Friday, 27 June 2008

The Kulmbach method of decoction

Yet another Bavarian method of decoction from Otto (("Handbuch der Chemischen Technologie: Die Bierbrauerei" by Dr. Fr. Jul. Otto, published in 1865, page 128).

As soon as the water in the kettle reaches 50º C, as much as is needed is put into the mash tun to Einteigen.

After an hour, when the rest of the water has come to the boil in the kettle, this is added to the mash. The temperature of the mash should be 53.75 - 56.25º C. A small amount of water should remain in the kettle so that the temperature of the mash is correct. Or a small amount of cold water is added to the mash. When, after resting, the wort in the mash tun has cleared, this is run off and boiled in the kettle. After just a few minutes boiling, this Lautermeisch is added back to the tun and mashed for 45 minutes. The temperature of the mash should be 71.25 - 72.5º C.

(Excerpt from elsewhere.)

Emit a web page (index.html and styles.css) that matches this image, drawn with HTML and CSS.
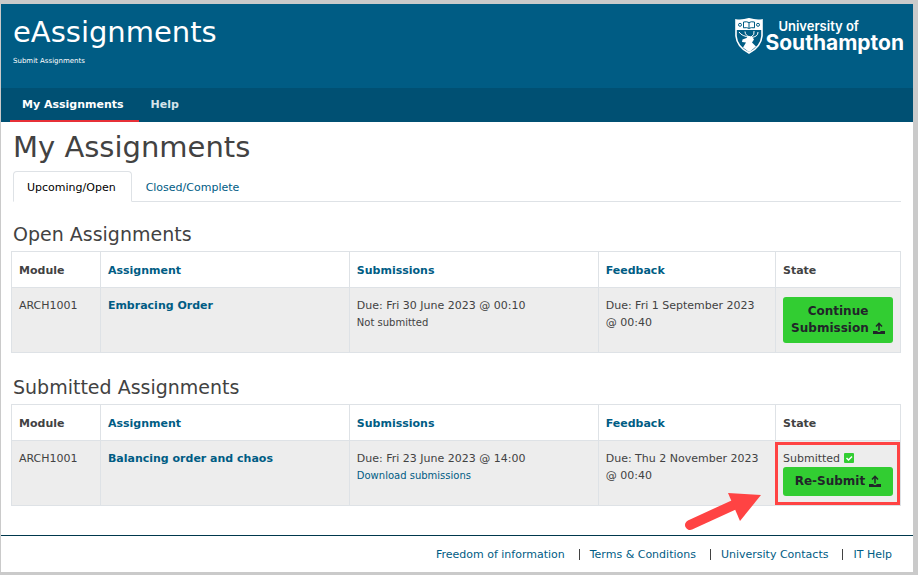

Usually a small quantity of wort is left in the kettle and boiled with all the hops for 10 to 12 minutes (hopfenrösten).

The mash in the tun is left to rest for 90 minutes, then it is drawn off and added to the kettle where it interrupts the rösten.

The wort from the first lot of cold water poured over the grains is usually used for topping up the kettle.

Just to be clear, Kulmbach is also in Franken. Another single decoction. And no Dickmeisch. Life's full of surprises.


Jim Johanssen said...

Ron - The picture in this article is of an Underback.


Ron Pattinson said...

Aah. I'd always wondered what those tap thingies were. You often see photos of them becasue they look impressive.

I'm learning so much. I realise that at Pilsner Urquell the mash tum and mash kettle are the other way around to what I assumed. That is, that the tun is higher than the kettle, to leave room for the underback.